いつ誰が書いたのかわからない

平安時代の平仮名の使い方には一つの特徴があります。それは、平仮名の文書には、基本的に書いた年月日が記されない、ということです。書き手の名前が記されないことも普通です。

漢文で書かれた文書では、そういうことはありません。「有年申文」の年号が分かっているのは、この文書が、漢文で書かれた文書の添え書きのようになっていて、本体に当たる漢文の文書に年月日が書かれているからです。

漢文の文書が、いつ誰が書いたのかを明らかにして、後々の証文となるように配慮されているのに対して、平仮名で書かれたものは、そういった配慮の必要がないような、たとえば私的なやりとりなどに使われたのだと考えられます。

誕生したての平仮名は、そのように、後々まで証拠として取っておく必要のないところで使われていたと考えられます。ですので、現在まで伝わる資料は極めて稀なのです。

平仮名は「消費される文字」だった

2012年に、京都の藤原良相ふじわらのよしみ邸跡という遺跡(9世紀)から、宴会などに使われて廃棄されたと思われる土器に、墨で平仮名が書かれたものが数多く出土したことが明らかになりました。平仮名は初め、そういう「消費される文字」だったのです。
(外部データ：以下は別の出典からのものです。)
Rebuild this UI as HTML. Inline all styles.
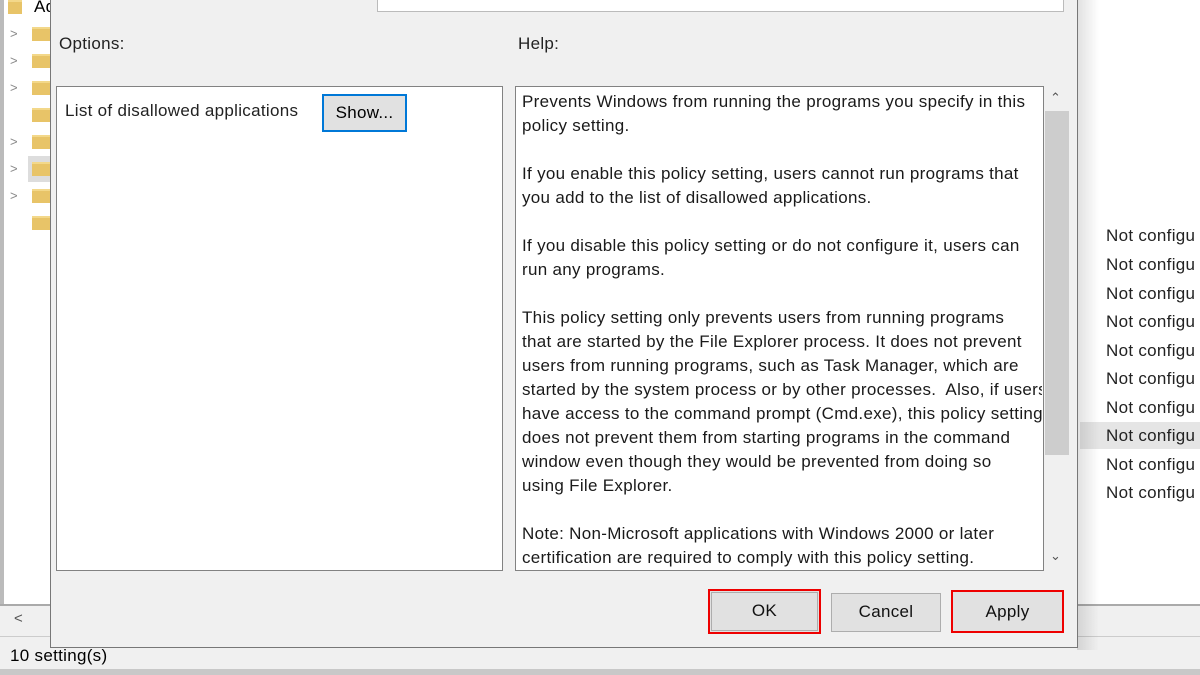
<!DOCTYPE html>
<html><head><style>
*{margin:0;padding:0;box-sizing:border-box}
body{width:1200px;height:675px;overflow:hidden;background:#fff;font-family:"Liberation Sans",sans-serif;position:relative;color:#000;letter-spacing:.3px}
.a{position:absolute}
.fold{position:absolute;left:32px;width:18px;height:14px;background:#e8c468;border-top:2px solid #f3d88a}
.chev{position:absolute;left:10px;color:#888;font-size:13px}
.nc{position:absolute;left:1106px;font-size:17px;color:#222;white-space:nowrap}
.help{font-size:17px;line-height:24px;color:#1a1a1a;white-space:nowrap;letter-spacing:.3px;overflow:hidden;width:520px}
.btn{position:absolute;background:#e1e1e1;border:1px solid #adadad;font-size:17px;text-align:center;color:#111}
</style></head><body>
<div class="a" style="left:0;top:0;width:4px;height:640px;background:#bbb"></div>
<div class="fold" style="top:0;left:8px;width:14px"></div>
<div class="a" style="left:34px;top:-3px;font-size:17px">Ad</div>
<div class="a" style="left:28px;top:156px;width:24px;height:26px;background:#ddd"></div>
<div class="chev" style="top:26px">&gt;</div><div class="fold" style="top:27px"></div>
<div class="chev" style="top:53px">&gt;</div><div class="fold" style="top:54px"></div>
<div class="chev" style="top:80px">&gt;</div><div class="fold" style="top:81px"></div>
<div class="fold" style="top:108px"></div>
<div class="chev" style="top:134px">&gt;</div><div class="fold" style="top:135px"></div>
<div class="chev" style="top:161px">&gt;</div><div class="fold" style="top:162px"></div>
<div class="chev" style="top:188px">&gt;</div><div class="fold" style="top:189px"></div>
<div class="fold" style="top:216px"></div>
<div class="a" style="left:1080px;top:422px;width:120px;height:27px;background:#e5e5e5"></div>
<div class="nc" style="top:226px">Not configu</div>
<div class="nc" style="top:255px">Not configu</div>
<div class="nc" style="top:284px">Not configu</div>
<div class="nc" style="top:312px">Not configu</div>
<div class="nc" style="top:341px">Not configu</div>
<div class="nc" style="top:369px">Not configu</div>
<div class="nc" style="top:398px">Not configu</div>
<div class="nc" style="top:426px">Not configu</div>
<div class="nc" style="top:455px">Not configu</div>
<div class="nc" style="top:483px">Not configu</div>
<div class="a" style="left:0;top:604px;width:1200px;height:2px;background:#aaa"></div>
<div class="a" style="left:0;top:606px;width:1200px;height:30px;background:#f0f0f0"></div>
<div class="a" style="left:14px;top:610px;font-size:15px;color:#555">&lt;</div>
<div class="a" style="left:0;top:636px;width:1200px;height:1px;background:#ccc"></div>
<div class="a" style="left:0;top:637px;width:1200px;height:33px;background:#f0f0f0"></div>
<div class="a" style="left:10px;top:646px;font-size:17px">10 setting(s)</div>
<div class="a" style="left:0;top:669px;width:1200px;height:6px;background:#c8c8c8"></div>
<div class="a" style="left:1077px;top:0;width:22px;height:650px;background:linear-gradient(to right,rgba(0,0,0,.12),rgba(0,0,0,0))"></div>
<div class="a" style="left:50px;top:0;width:1028px;height:648px;background:#f0f0f0;border:1px solid #777;border-top:none"></div>
<div class="a" style="left:377px;top:-2px;width:687px;height:14px;background:#fff;border:1px solid #bbb"></div>
<div class="a" style="left:59px;top:34px;font-size:17px;color:#222">Options:</div>
<div class="a" style="left:518px;top:34px;font-size:17px;color:#222">Help:</div>
<div class="a" style="left:56px;top:86px;width:447px;height:485px;background:#fff;border:1px solid #828282"></div>
<div class="a" style="left:65px;top:101px;font-size:17px;color:#222">List of disallowed applications</div>
<div class="a" style="left:322px;top:94px;width:85px;height:38px;border:2px solid #0078d7;background:#e1e1e1;font-size:17px;text-align:center;line-height:33px">Show...</div>
<div class="a" style="left:515px;top:86px;width:529px;height:485px;background:#fff;border:1px solid #828282"></div>
<div class="a help" style="left:522px;top:90px">
Prevents Windows from running the programs you specify in this<br>policy setting.<br><br>
If you enable this policy setting, users cannot run programs that<br>you add to the list of disallowed applications.<br><br>
If you disable this policy setting or do not configure it, users can<br>run any programs.<br><br>
This policy setting only prevents users from running programs<br>that are started by the File Explorer process. It does not prevent<br>users from running programs, such as Task Manager, which are<br>started by the system process or by other processes.&nbsp; Also, if users<br>have access to the command prompt (Cmd.exe), this policy setting<br>does not prevent them from starting programs in the command<br>window even though they would be prevented from doing so<br>using File Explorer.<br><br>
Note: Non-Microsoft applications with Windows 2000 or later<br>certification are required to comply with this policy setting.
</div>
<div class="a" style="left:1044px;top:86px;width:26px;height:485px;background:#f0f0f0"></div>
<div class="a" style="left:1045px;top:111px;width:24px;height:344px;background:#cdcdcd"></div>
<div class="a" style="left:1050px;top:90px;font-size:13px;color:#555">&#8963;</div>
<div class="a" style="left:1050px;top:548px;font-size:13px;color:#555">&#8964;</div>
<div class="btn" style="left:708px;top:589px;width:113px;height:45px;border:2px solid #e00;line-height:40px"><div style="position:absolute;inset:1px;border:1px solid #adadad"></div>OK</div>
<div class="btn" style="left:831px;top:593px;width:110px;height:39px;line-height:36px">Cancel</div>
<div class="btn" style="left:951px;top:590px;width:113px;height:43px;border:2px solid #e00;line-height:39px">Apply</div>
</body></html>
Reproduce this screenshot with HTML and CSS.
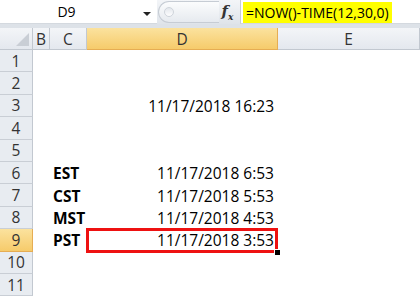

国立国語研究所・編『日本語の大疑問2』(幻冬舎新書)

まとめますと、平仮名を初めに作ったのは、個人ではなく、平安時代9世紀中頃の都にいた、おそらくは男性たちであったと思われます。

それも、漢字が書けないような人々ではなく、少なくともそれなりに漢字を使いこなせる人たちの間から、公式でない用途のために発生してきたのだと考えて良いでしょう。

実は、平仮名の誕生以前、万葉仮名の時代にも、誕生したての頃の平仮名と同じような用途の資料、たとえば私的な手紙(正倉院文書の中の万葉仮名文書)や土器の落書き(飛鳥京跡苑池遺構出土の刻書土器)がありました。そうしたものがやがて平仮名に変わっていったのだと思われます。

その時期がなぜ9世紀中頃だったのか、その正確な答えは今後の研究に求められていますが、木簡が文字を書くための媒体として多く使われていた時代から、なめらかな運筆に木よりも適する紙がもっと普通に使われるようになった時代へと移行したことが、関係しているかもしれません。